■ Aim
Search the material for the string "picture", then report how many lines hold it, with no other text.

Entries taken from a collection
◇ ◇ ◇

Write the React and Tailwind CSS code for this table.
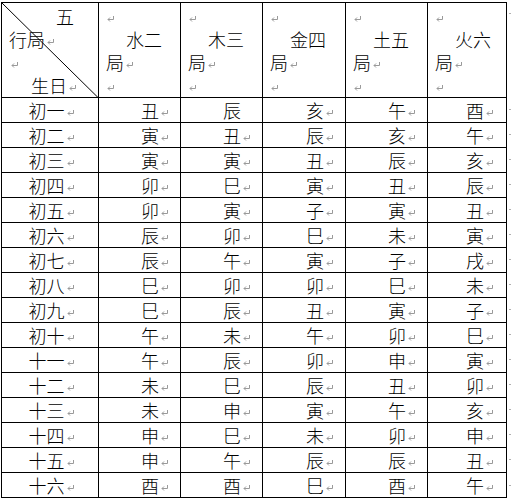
import React from "react";

const Mark = ({ hidden = false }) => (
  <svg
    width="7"
    height="6"
    viewBox="0 0 7 6"
    className={"ml-[2px] mt-[6px] shrink-0 " + (hidden ? "invisible" : "")}
  >
    <path d="M6.5 0 V3.5 H1" stroke="#9a9a9a" strokeWidth="1" fill="none" />
    <path d="M3 1.5 L1 3.5 L3 5.5" stroke="#9a9a9a" strokeWidth="1" fill="none" />
  </svg>
);

const labels = [
  "初一", "初二", "初三", "初四", "初五", "初六", "初七", "初八",
  "初九", "初十", "十一", "十二", "十三", "十四", "十五", "十六",
];

const cols = [
  "丑寅寅卯卯辰辰巳巳午午未未申申酉",
  "辰丑寅巳寅卯午卯辰未辰巳申巳午酉",
  "亥辰丑寅子巳寅卯丑午卯辰寅未辰巳",
  "午亥辰丑寅未子巳寅卯申丑午卯辰酉",
  "酉午亥辰丑寅戌未子巳寅卯亥申丑午",
];

const heads = [
  ["水二", "局"],
  ["木三", "局"],
  ["金四", "局"],
  ["土五", "局"],
  ["火六", "局"],
];

const font = { fontFamily: '"Noto Sans CJK SC", "Noto Sans", sans-serif' };

function Line({ children, pl }) {
  return (
    <div className={"flex h-[23px] items-center leading-none " + pl}>{children}</div>
  );
}

export default function App() {
  return (
    <div className="w-[511px] h-[499px] bg-white overflow-hidden text-black font-light" style={font}>
      <div className="ml-px mt-[2px] grid grid-cols-[97px_82px_82px_83px_82px_80px_4px] text-[18px]">
        {/* header */}
        <div className="relative h-[95px] border-l border-t border-black pt-px">
          <svg
            className="absolute left-[-1px] top-[-1px]"
            width="98"
            height="96"
            viewBox="0 0 98 96"
          >
            <line x1="0.5" y1="0.5" x2="97" y2="95.5" stroke="#000" strokeWidth="1" />
          </svg>
          <Line pl="pl-[54px]">五</Line>
          <Line pl="pl-[7px]">
            行局<Mark />
          </Line>
          <Line pl="pl-[7px]">
            <Mark />
          </Line>
          <Line pl="pl-[29px]">
            生日<Mark />
          </Line>
        </div>
        {heads.map(([a, b], i) => (
          <div
            key={i}
            className={
              "h-[95px] border-l border-t border-black pt-px " +
              (i === 4 ? "border-r" : "")
            }
          >
            <Line pl="pl-[6px]">
              <Mark />
            </Line>
            <Line pl="pl-[27px]">{a}</Line>
            <Line pl="pl-[7px]">
              {b}
              <Mark />
            </Line>
            <Line pl="pl-[6px]">
              <Mark />
            </Line>
          </div>
        ))}
        <div className="flex h-[95px] items-start pt-[11px]">
          <div className="ml-[2px] h-px w-[2px] bg-[#b0b0b0]" />
        </div>

        {/* body */}
        {labels.map((lab, r) => {
          const last = r === labels.length - 1;
          const h = last ? "h-[26px] border-b" : "h-[25px]";
          return (
            <React.Fragment key={r}>
              <div
                className={
                  "flex items-center justify-center border-l border-t border-black leading-none pl-[2px] " +
                  h
                }
              >
                {lab}
                <Mark />
              </div>
              {cols.map((c, i) => (
                <div
                  key={i}
                  className={
                    "flex items-center justify-end border-l border-t border-black leading-none pr-[12px] " +
                    h +
                    (i === 4 ? " border-r pr-[13px]" : "")
                  }
                >
                  {c[r]}
                  <Mark hidden={r === 0 && i === 1} />
                </div>
              ))}
              <div className={"flex items-center " + (last ? "h-[26px]" : "h-[25px]")}>
                <div className="ml-[2px] h-px w-[2px] bg-[#b0b0b0]" />
              </div>
            </React.Fragment>
          );
        })}
      </div>
    </div>
  );
}
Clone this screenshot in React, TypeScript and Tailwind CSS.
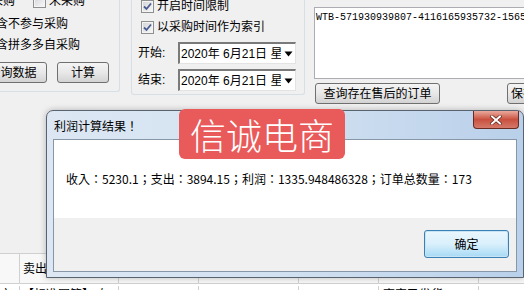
import React from "react";

const ui = { fontFamily: '"Liberation Sans", "Noto Sans CJK SC", sans-serif' };
const cjk = { fontFamily: '"Noto Sans CJK SC", "Liberation Sans", sans-serif' };
// centred full-width punctuation, like the dialog font in the picture
const msg = { fontFamily: '"Noto Sans CJK TC", "Noto Sans CJK SC", sans-serif' };

function Check({ checked }: { checked?: boolean }) {
  return (
    <span className="inline-flex h-[13px] w-[13px] shrink-0 items-center justify-center border border-[#8e8f8f] bg-white">
      <span className="flex h-[11px] w-[11px] items-center justify-center border border-[#f4f4f4] bg-linear-to-br from-[#d4d6d9] to-[#f6f6f6]">
        {checked && (
          <svg width="9" height="9" viewBox="0 0 9 9">
            <path d="M1 4.5 L3.5 7 L8 1.5" fill="none" stroke="#4a5c91" strokeWidth="1.8" />
          </svg>
        )}
      </span>
    </span>
  );
}

function WinButton({ children, className }: { children: React.ReactNode; className: string }) {
  return (
    <div
      className={`flex h-[21px] shrink-0 items-center justify-center rounded-[3px] border border-[#707070] bg-linear-to-b from-[#f4f4f4] via-[#e8e8e8] to-[#d3d3d3] text-[12px] text-black ${className}`}
    >
      {children}
    </div>
  );
}

function DatePicker() {
  return (
    <div className="flex h-[22px] w-[118px] items-center overflow-hidden border-t-2 border-l-2 border-r border-b border-t-[#7a7a7a] border-l-[#7a7a7a] border-r-[#e3e3e3] border-b-[#e3e3e3] bg-white pl-[1px] text-[12px] text-black">
      <span className="w-[100px] shrink-0 overflow-hidden whitespace-nowrap">2020年 6月21日 星期日</span>
      <svg width="9" height="6" viewBox="0 0 9 6" className="ml-[3px] shrink-0">
        <path d="M0.5 0.5 H8.5 L4.5 5.5 Z" fill="#000" />
      </svg>
    </div>
  );
}

export default function App() {
  return (
    <div className="relative h-[290px] w-[524px] overflow-hidden bg-[#f0f0f0]" style={ui}>
      {/* window underneath */}
      <div className="flex h-[253px] items-start">
        {/* filter group */}
        <div className="-ml-[50px] -mt-[10px] h-[102px] w-[170px] shrink-0 rounded-br-[3px] border-r border-b border-[#d5dfe5] pt-[4px] text-[12px] text-black">
          <div className="flex h-[14px] items-center pl-[13px]">
            <Check checked />
            <span className="ml-[3px] w-[54px]">已采购</span>
            <Check />
            <span className="ml-[3px]">未采购</span>
          </div>
          <div className="mt-[9px] flex h-[14px] items-center pl-[30px]">
            <Check />
            <span className="ml-[3px]">含不参与采购</span>
          </div>
          <div className="mt-[7px] flex h-[14px] items-center pl-[30px]">
            <Check />
            <span className="ml-[3px]">含拼多多自采购</span>
          </div>
          <div className="mt-[10px] flex pl-[28px]">
            <WinButton className="w-[69px]">查询数据</WinButton>
            <WinButton className="ml-[10px] w-[52px]">计算</WinButton>
          </div>
        </div>

        {/* time group */}
        <div className="-mt-[10px] ml-[11px] h-[105px] w-[174px] shrink-0 rounded-b-[3px] border-x border-b border-[#d5dfe5] pt-[9px] pl-[6px] text-[12px] text-black">
          <div className="flex h-[14px] items-center pl-[3px]">
            <Check checked />
            <span className="ml-[3px]">开启时间限制</span>
          </div>
          <div className="mt-[7px] flex h-[14px] items-center pl-[3px]">
            <Check checked />
            <span className="ml-[3px]">以采购时间作为索引</span>
          </div>
          <div className="mt-[8px] flex items-center">
            <span className="w-[40px]">开始:</span>
            <DatePicker />
          </div>
          <div className="mt-[5px] flex items-center">
            <span className="w-[40px]">结束:</span>
            <DatePicker />
          </div>
        </div>

        {/* order ids */}
        <div className="ml-[9px] w-[250px] shrink-0 pt-[7px]">
          <div className="h-[72px] w-[230px] border border-[#abadb3] bg-white pt-[3px] pl-[1px]">
            <div className="whitespace-nowrap text-[10px] leading-[14px] text-black" style={{ fontFamily: '"Liberation Mono", monospace' }}>
              WTB-571930939807-4116165935732-1565043
            </div>
          </div>
          <div className="mt-[4px] flex">
            <WinButton className="ml-[1px] w-[125px]">查询存在售后的订单</WinButton>
            <WinButton className="ml-[67px] w-[50px] justify-start pl-[3px]">保存</WinButton>
          </div>
        </div>
      </div>

      {/* grid */}
      <div className="text-[12px] text-black">
        <div className="flex h-[31px] border-t border-b border-[#d0d0d0] bg-[#f8f8f8]">
          <div className="w-[20px] shrink-0 border-r border-[#d0d0d0]" />
          <div className="flex w-[99px] shrink-0 items-center border-r border-[#d0d0d0] pl-[3px]">卖出</div>
          <div className="w-[80px] shrink-0 border-r border-[#d0d0d0]" />
          <div className="w-[100px] shrink-0 border-r border-[#d0d0d0]" />
          <div className="w-[80px] shrink-0 border-r border-[#d0d0d0]" />
          <div className="w-[100px] shrink-0 border-r border-[#d0d0d0]" />
          <div className="flex-1" />
        </div>
        <div className="flex h-[24px] bg-white pt-[2px]">
          <div className="w-[20px] shrink-0 border-r border-[#d0d0d0] text-right">六：</div>
          <div className="w-[99px] shrink-0 overflow-hidden whitespace-nowrap border-r border-[#d0d0d0] pl-[2px]">【标准图管】 左：</div>
          <div className="w-[80px] shrink-0 border-r border-[#d0d0d0] pl-[4px]">1.00000</div>
          <div className="w-[100px] shrink-0 border-r border-[#d0d0d0]" />
          <div className="w-[80px] shrink-0 border-r border-[#d0d0d0] pl-[3px]">166.00000</div>
          <div className="w-[100px] shrink-0 border-r border-[#d0d0d0] pl-[4px]">商家已发货</div>
          <div className="flex-1 pl-[4px]">1270663</div>
        </div>
      </div>

      {/* message box */}
      <div className="absolute top-[110px] left-[46px] flex h-[168px] w-[478px] flex-col rounded-t-[7px] border border-[#59636f] bg-linear-to-r from-[#dce7f3] via-[#d2e1f1] to-[#b9d0ea] px-[6px] pb-[5px] shadow-[0_0_6px_rgba(0,0,0,0.25)]">
        <div className="relative flex h-[28px] shrink-0 items-center pl-[1px] pt-[2px] text-[12px] text-black" style={msg}>
          利润计算结果！
          <div className="absolute top-0 right-[-2px] flex h-[18px] w-[46px] items-center justify-center rounded-b-[4px] border border-t-0 border-[#6b2a22] bg-linear-to-b from-[#e9a99e] via-[#c9503f] to-[#d5796a]">
            <svg width="12" height="10" viewBox="0 0 12 10">
              <path d="M2 1.5 L10 8.5 M10 1.5 L2 8.5" stroke="#5a1a12" strokeWidth="3.2" strokeLinecap="square" />
              <path d="M2 1.5 L10 8.5 M10 1.5 L2 8.5" stroke="#ffffff" strokeWidth="2" strokeLinecap="square" />
            </svg>
          </div>
        </div>
        <div className="flex flex-1 flex-col border border-[#8897a8]">
          <div className="h-[78px] bg-white pt-[32px] pl-[12px] text-[12px] leading-[14px] text-black" style={msg}>
            收入：5230.1；支出：3894.15；利润：1335.948486328；订单总数量：173
          </div>
          <div className="flex flex-1 justify-end bg-[#f0f0f0] pt-[12px] pr-[7px]">
            <div className="flex h-[28px] w-[85px] items-center justify-center rounded-[3px] border border-[#3c7fb1] bg-linear-to-b from-[#eaf6fd] via-[#d9f0fc] to-[#a7d9f5] text-[12px] text-black shadow-[inset_0_0_0_1px_#c5e4f7]" style={cjk}>
              确定
            </div>
          </div>
        </div>
      </div>

      {/* watermark */}
      <div
        className="absolute top-[109px] left-[179px] flex h-[50px] w-[166px] items-center justify-center rounded-[6px] bg-[#e95a5b] text-[36px] font-light leading-none text-white"
        style={cjk}
      >
        信诚电商
      </div>
    </div>
  );
}
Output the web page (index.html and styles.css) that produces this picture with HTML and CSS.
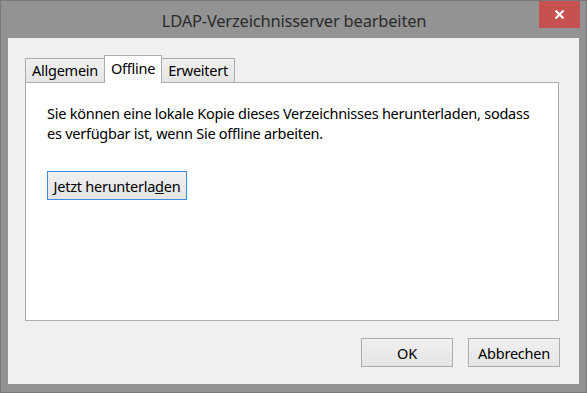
FILE: index.html
```html
<!DOCTYPE html>
<html lang="de">
<head>
  <meta charset="UTF-8">
  <title>LDAP-Verzeichnisserver bearbeiten</title>
  <link rel="stylesheet" href="styles.css">
</head>
<body>
  <div class="window">
    <div class="titlebar">
      <div class="title">LDAP-Verzeichnisserver bearbeiten</div>
      <button class="close-btn" title="Schließen">
        <svg width="11" height="11" viewBox="0 0 11 11">
          <path d="M1.5 1.5 L9.5 9.5 M9.5 1.5 L1.5 9.5" stroke="#fff" stroke-width="2.2" />
        </svg>
      </button>
    </div>

    <div class="client">
      <div class="tabs">
        <div class="tab">Allgemein</div>
        <div class="tab active">Offline</div>
        <div class="tab">Erweitert</div>
      </div>

      <div class="panel">
        <p class="info">Sie können eine lokale Kopie dieses Verzeichnisses herunterladen, sodass es verfügbar ist, wenn Sie offline arbeiten.</p>
        <button class="btn focused">Jetzt herunterla<u>d</u>en</button>
      </div>

      <div class="footer">
        <button class="btn dlg">OK</button>
        <button class="btn dlg">Abbrechen</button>
      </div>
    </div>
  </div>
</body>
</html>
```

FILE: styles.css
```css
body {
  margin: 0;
  font-family: 'Noto Sans', 'Open Sans', sans-serif;
  font-size: 14.5px;
  letter-spacing: -0.25px;
  color: #000;
}

.window {
  width: 587px;
  height: 393px;
  box-sizing: border-box;
  border: 1px solid #7a7a7a;
  background: #939393;
  padding: 0 7px 8px 7px;
  display: flex;
  flex-direction: column;
}

.titlebar {
  height: 37px;
  display: grid;
  grid-template-columns: 1fr auto 1fr;
  margin-right: -1px;
}

.title {
  grid-column: 2;
  font-size: 16.5px;
  letter-spacing: -0.2px;
  color: #2b2b2b;
  line-height: 40px;
}

.close-btn {
  grid-column: 3;
  justify-self: end;
  width: 41px;
  height: 27px;
  padding: 0;
  border: none;
  background: #c75050;
  display: flex;
  align-items: center;
  justify-content: center;
}

.client {
  flex: 1;
  background: #f0f0f0;
  padding: 17px 20px 17px 17px;
  display: flex;
  flex-direction: column;
}

.tabs {
  display: flex;
  align-items: flex-end;
  height: 27px;
  position: relative;
  z-index: 1;
}

.tab {
  height: 24px;
  box-sizing: border-box;
  padding: 0 6px;
  margin-right: -1px;
  border: 1px solid #acacac;
  border-bottom: none;
  background: linear-gradient(#f0f0f0, #e5e5e5);
  line-height: 22px;
}

.tab.active {
  height: 28px;
  margin-bottom: -1px;
  background: #fff;
  line-height: 25px;
  padding: 0 6px;
}

.panel {
  flex: 1;
  background: #fff;
  border: 1px solid #adadad;
  padding: 20px 21px;
}

.info {
  margin: 0 0 28px 0;
  line-height: 20px;
}

.btn {
  font-family: inherit;
  font-size: 14.5px;
  letter-spacing: -0.25px;
  height: 29px;
  padding: 0 5px;
  border: 1px solid #acacac;
  background: linear-gradient(#f0f0f0, #e5e5e5);
  color: #000;
  white-space: nowrap;
}

.btn.focused {
  width: 140px;
  border-color: #3c8ce6;
}

.footer {
  margin-top: 17px;
  display: flex;
  justify-content: flex-end;
  gap: 15px;
  margin-right: -1px;
}

.btn.dlg {
  width: 92px;
}
```
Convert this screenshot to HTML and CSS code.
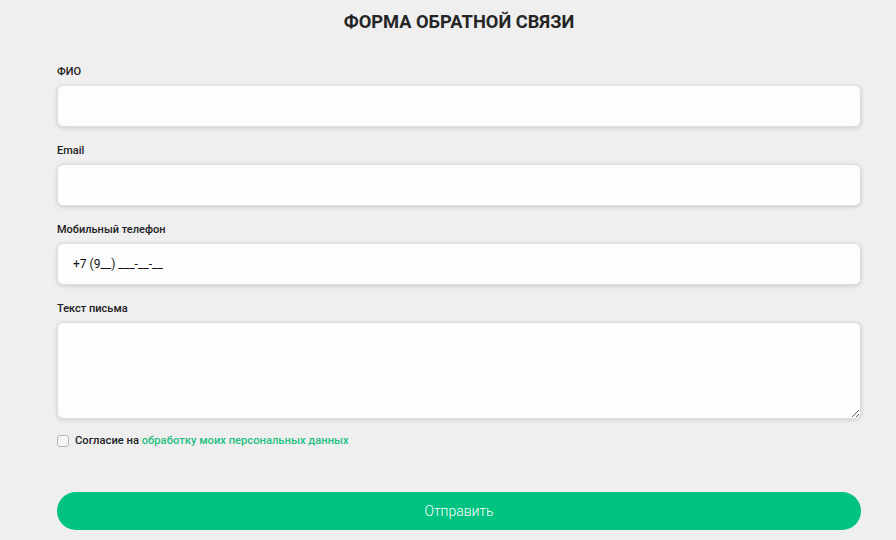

◇ ◇ ◇

■ Result
2